Seperti diketahui, kasus yang mewaskan Brigadir Nofriansyah Yosua Hutabarat terjadi pada 8 Juli 2022 sore di rumah Irjen Pol Ferdy Sambo di Kompleks Polri Duren Tiga, Jakarta Selatan, dan baru dipublikasikan polisi pada 11 Juli 2022.
Polisi mengatakan, peristiwa berawal ketika Brigadir J memasuki kamar istri Irjen Ferdy dan melakukan pelecehan, bahkan menodongkan senjata kepadanya. Istri Ferdy teriak dan Brigadir J berlari ke luar kamar.
Saat Brigadir J meninggalkan kamar itu, Bharada E melihatnya, dan menanyakan apa yang terjadi, tetapi alih-alih menjawab, Brigadir J melepas tujuh tembakan ke arah Bharada E, dan dibalas Bharada E dengan lima kali tembakan. Brigadir J pun tewas.

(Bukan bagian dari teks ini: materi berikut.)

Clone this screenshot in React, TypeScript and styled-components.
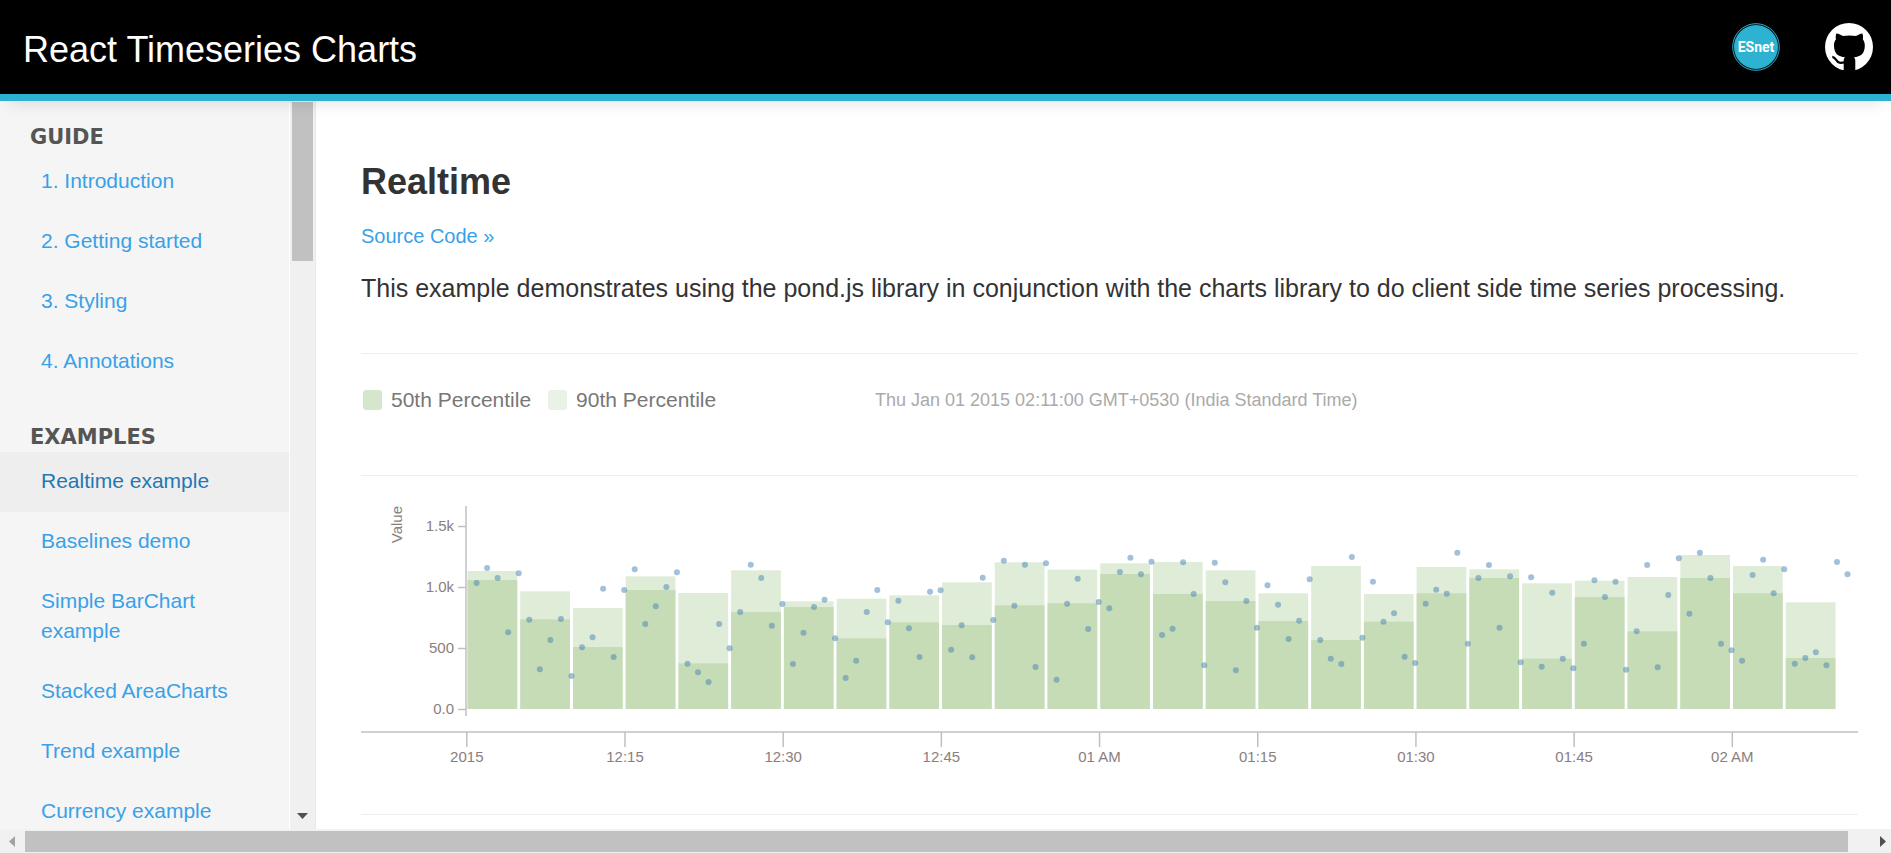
import React from "react";
import styled, { createGlobalStyle } from "styled-components";

const GlobalStyle = createGlobalStyle`
  *, *::before, *::after { box-sizing: border-box; }
  body {
    margin: 0;
    font-family: "Liberation Sans", Arial, sans-serif;
    font-size: 21px;
    line-height: 30px;
    color: #333;
    background: #fff;
    overflow: hidden;
  }
`;

const Page = styled.div`
  display: flex;
  flex-direction: column;
  height: 100vh;
`;

const Header = styled.header`
  position: relative;
  z-index: 1;
  flex: none;
  display: flex;
  align-items: center;
  justify-content: space-between;
  height: 101px;
  padding: 0 18px 0 23px;
  background: #000;
  border-bottom: 7px solid #2db3d1;
  box-shadow: 0 12px 16px -10px rgba(0, 0, 0, 0.12);
`;

const Brand = styled.a`
  padding-top: 6px;
  font-size: 36px;
  line-height: 48px;
  color: #fff;
  text-decoration: none;
`;

const HeaderLinks = styled.nav`
  display: flex;
  gap: 45px;
`;

const LogoLink = styled.a`
  display: block;
  width: 48px;
  height: 48px;
  svg { display: block; }
`;

const Body = styled.div`
  flex: 1;
  min-height: 0;
  display: flex;
`;

const Sidebar = styled.aside`
  flex: none;
  width: 290px;
  overflow: hidden;
  background: #f5f5f5;
  border-right: 1px solid #fff;
`;

const SideHeading = styled.h2`
  margin: 0;
  padding: 21px 30px 0;
  font-family: "DejaVu Sans", sans-serif;
  font-size: 21px;
  line-height: 30px;
  font-weight: 700;
  color: #555;
`;

const SideList = styled.ul`
  margin: 0 0 9px;
  padding: 0;
  list-style: none;
`;

const SideLink = styled.a<{ $active?: boolean }>`
  display: block;
  padding: 14px 50px 16px 41px;
  font-size: 21px;
  line-height: 30px;
  text-decoration: none;
  color: ${(p) => (p.$active ? "#1f78b4" : "#38a1e8")};
  background: ${(p) => (p.$active ? "#eee" : "transparent")};
`;

const VerticalTrack = styled.div`
  flex: none;
  display: flex;
  flex-direction: column;
  align-items: center;
  justify-content: space-between;
  width: 26px;
  padding: 1px 1px 10px 0;
  background: #f0f0f0;
  border-right: 1px solid #e8e8e8;
`;

const VerticalThumb = styled.div`
  width: 21px;
  height: 159px;
  background: #c1c1c1;
`;

const Main = styled.main`
  flex: 1;
  min-width: 0;
  overflow: hidden;
  padding: 0 33px 0 45px;
`;

const Title = styled.h1`
  margin: 57px 0 0;
  font-size: 36px;
  line-height: 48px;
  font-weight: 700;
`;

const SourceLink = styled.a`
  display: block;
  width: fit-content;
  margin-top: 15px;
  font-size: 20px;
  line-height: 30px;
  color: #38a1e8;
  text-decoration: none;
`;

const Description = styled.p`
  margin: 19px 0 47px;
  font-size: 25px;
  line-height: 36px;
`;

const Rule = styled.hr`
  margin: 0;
  border: 0;
  border-top: 1px solid #eee;
`;

const LegendRow = styled.section`
  display: flex;
  height: 121px;
  padding-top: 31px;
`;

const Legend = styled.ul`
  display: flex;
  gap: 17px;
  width: 514px;
  margin: 0;
  padding: 0 0 0 2px;
  list-style: none;
`;

const LegendItem = styled.li`
  display: flex;
  align-items: center;
  gap: 9px;
  height: 30px;
  font-size: 21px;
  color: #777;
`;

const Swatch = styled.span<{ $color: string }>`
  width: 19px;
  height: 20px;
  border-radius: 3px;
  background: ${(p) => p.$color};
`;

const Timestamp = styled.time`
  font-size: 18px;
  color: #aaa;
`;

const ChartSvg = styled.svg`
  display: block;
  width: 100%;
  height: auto;
  font-size: 15px;
`;

const HorizontalTrack = styled.div`
  flex: none;
  display: flex;
  align-items: center;
  gap: 10px;
  height: 24px;
  padding: 0 5px 0 9px;
  background: #f1f1f1;
`;

const HorizontalThumb = styled.div`
  flex: 1;
  height: 21px;
  margin-right: 22px;
  background: #c1c1c1;
`;

const guide = ["1. Introduction", "2. Getting started", "3. Styling", "4. Annotations"];
const examples = [
  "Realtime example",
  "Baselines demo",
  "Simple BarChart example",
  "Stacked AreaCharts",
  "Trend example",
  "Currency example",
];

/* One reading a minute, starting at 12:01, as depth below the plot's top in thirds of a unit. */
const readings = [
  159, 114, 144, 307, 130, 269, 418, 330, 267, 438, 352, 322, 176, 381, 180, 118, 282, 229, 171, 127,
  401, 427, 456, 282, 355, 246, 104, 144, 287, 222, 402, 308, 231, 209, 325, 444, 392, 246, 180, 277,
  212, 295, 381, 185, 181, 359, 286, 382, 143, 270, 92, 227, 104, 411, 100, 449, 221, 146, 297, 216,
  235, 126, 83, 133, 95, 315, 296, 97, 192, 406, 98, 157, 421, 213, 293, 166, 224, 327, 272, 148,
  330, 386, 402, 81, 323, 155, 275, 250, 380, 399, 221, 179, 191, 68, 341, 144, 105, 293, 139, 397,
  142, 410, 188, 386, 415, 341, 151, 201, 155, 419, 304, 105, 412, 195, 85, 251, 68, 144, 341, 361,
  392, 135, 89, 190, 118, 401, 384, 367, 406, 96, 133,
];

/* 90th and 50th percentile of each five-minute window, on the same scale. */
const windows = [
  [123, 150], [184, 268], [234, 351], [139, 180], [189, 400], [121, 246], [214, 231], [206, 325],
  [196, 277], [157, 285], [97, 226], [119, 220], [100, 132], [96, 192], [121, 213], [190, 273],
  [108, 330], [192, 275], [111, 190], [118, 144], [160, 386], [152, 201], [141, 304], [75, 144],
  [108, 190], [217, 384],
];

const ORIGIN = 105;
const MINUTE = 10.546;
const BASE = 233;
const depth = (v: number) => 54 + v / 3;

const yTicks = [
  { label: "1.5k", y: 50 },
  { label: "1.0k", y: 111 },
  { label: "500", y: 172 },
  { label: "0.0", y: 233 },
];
const xTicks = ["2015", "12:15", "12:30", "12:45", "01 AM", "01:15", "01:30", "01:45", "02 AM"];

function Chart() {
  return (
    <ChartSvg viewBox="0 0 1497 338" role="img" aria-label="Value over time with percentile bars">
      {windows.map(([p90, p50], i) => {
        const x = ORIGIN + i * 5 * MINUTE + 1.5;
        return (
          <g key={i}>
            <rect x={x} y={depth(p90)} width={49.7} height={BASE - depth(p90)} fill="#dfecd7" />
            <rect x={x} y={depth(p50)} width={49.7} height={BASE - depth(p50)} fill="#c5dcb7" />
          </g>
        );
      })}
      {readings.map((v, i) => (
        <circle key={i} cx={ORIGIN + (i + 1) * MINUTE} cy={depth(v)} r={3} fill="steelblue" opacity={0.5} />
      ))}
      <g stroke="#c0c0c0" strokeWidth={1.5}>
        <path d="M105 30V240" />
        <path d="M0 256H1497" />
        {yTicks.map((t) => (
          <path key={t.label} d={`M97 ${t.y + 0.5}H105`} />
        ))}
        {xTicks.map((t, i) => (
          <path key={t} d={`M${ORIGIN + 0.8 + i * 15 * MINUTE} 256V271`} />
        ))}
      </g>
      <g fill="#8b7e7e">
        {yTicks.map((t) => (
          <text key={t.label} x={93} y={t.y + 5} textAnchor="end">{t.label}</text>
        ))}
        {xTicks.map((t, i) => (
          <text key={t} x={ORIGIN + 0.8 + i * 15 * MINUTE} y={286} textAnchor="middle">{t}</text>
        ))}
        <text transform="translate(41 30) rotate(-90)" textAnchor="end">Value</text>
      </g>
    </ChartSvg>
  );
}

function EsnetLogo() {
  return (
    <svg width="48" height="48" viewBox="0 0 48 48">
      <circle cx="24" cy="24" r="23.300" fill="none" stroke="#2db3d1" strokeWidth="1" />
      <circle cx="24" cy="24" r="22" fill="#2db3d1" />
      <text x="24" y="29" textAnchor="middle" fontFamily="Roboto, sans-serif" fontWeight="700" fontSize="14" fill="#fff">ESnet</text>
    </svg>
  );
}

/* White disc with the cat's head, stem and tail in the header's black. */
function GithubLogo() {
  return (
    <svg width="48" height="48" viewBox="0 0 48 48">
      <circle cx="24" cy="24" r="24" fill="#fff" />
      <path
        d="M11.300 10.500C10.500 13 10.600 15 11 16.200C9.300 18.300 8.900 20.500 9 23C9.300 31 13.500 33.600 20 34.300C19 35.300 18.700 36.700 18.700 38V48H30.300V38C30.300 36.500 29.800 35.200 29 34.300C35.500 33.600 39.600 31 39.800 23C39.900 20.500 39.300 18.300 37.800 16.200C38.200 15 38.200 13 37.400 10.500C35 10.700 33 12 31 13C27 12.200 22 12.200 18 13C16 12 14 10.700 11.300 10.500Z"
        fill="#000"
      />
      <path d="M7.300 33.800C11 34 10.800 39 14.500 39.700C16 40 17.500 39.800 19.500 39.400" fill="none" stroke="#000" strokeWidth="2.200" />
      <path d="M14 47H34V48H14Z" fill="#000" />
    </svg>
  );
}

export default function App() {
  return (
    <Page>
      <GlobalStyle />
      <Header>
        <Brand href="#home">React Timeseries Charts</Brand>
        <HeaderLinks>
          <LogoLink href="#esnet" aria-label="ESnet"><EsnetLogo /></LogoLink>
          <LogoLink href="#github" aria-label="GitHub"><GithubLogo /></LogoLink>
        </HeaderLinks>
      </Header>
      <Body>
        <Sidebar>
          <SideHeading>GUIDE</SideHeading>
          <SideList>
            {guide.map((t) => (
              <li key={t}><SideLink href="#guide">{t}</SideLink></li>
            ))}
          </SideList>
          <SideHeading>EXAMPLES</SideHeading>
          <SideList>
            {examples.map((t, i) => (
              <li key={t}><SideLink href="#example" $active={i === 0}>{t}</SideLink></li>
            ))}
          </SideList>
        </Sidebar>
        <VerticalTrack>
          <VerticalThumb />
          <svg width="11" height="6" viewBox="0 0 11 6"><path d="M0 0H11L5.500 6Z" fill="#505050" /></svg>
        </VerticalTrack>
        <Main>
          <Title>Realtime</Title>
          <SourceLink href="#source">Source Code »</SourceLink>
          <Description>
            This example demonstrates using the pond.js library in conjunction with the charts library to do client side time series processing.
          </Description>
          <Rule />
          <LegendRow>
            <Legend>
              <LegendItem><Swatch $color="#d6e6cd" />50th Percentile</LegendItem>
              <LegendItem><Swatch $color="#e9f2e4" />90th Percentile</LegendItem>
            </Legend>
            <Timestamp dateTime="2015-01-01T02:11:00+05:30">Thu Jan 01 2015 02:11:00 GMT+0530 (India Standard Time)</Timestamp>
          </LegendRow>
          <Rule />
          <Chart />
          <Rule />
        </Main>
      </Body>
      <HorizontalTrack>
        <svg width="6" height="11" viewBox="0 0 6 11"><path d="M6 0V11L0 5.500Z" fill="#a3a3a3" /></svg>
        <HorizontalThumb />
        <svg width="6" height="11" viewBox="0 0 6 11"><path d="M0 0V11L6 5.500Z" fill="#505050" /></svg>
      </HorizontalTrack>
    </Page>
  );
}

Namun, saat keluarga menerima jenazah Brigadir J dan memeriksanya, mereka bukan hanya menemukan luka tembak, tetapi juga luka sayatan di beberapa bagian tubuh, termasuk wajah, dan dua jarinya putus.
Untuk diketahui, pasal 233 KUHP menyatakan; "barangsiapa dengan sengaja menghancurkan, merusak, membikin tak dapat dipakai, menghilangkan barang-barang yang digunakan untuk meyakinkan atau membuktikan sesuatu di muka penguasa yang berwenang, akta-akta, surat-surat atau daftar-daftar yang atas perintah penguasa umum, terus menerus atau untuk sementara waktu disimpan, atau diserahkan kepada seorang pejabat, ataupun kepada orang lain untuk kepentingan umum, diancam dengan pidana penjara paling lama empat tahun".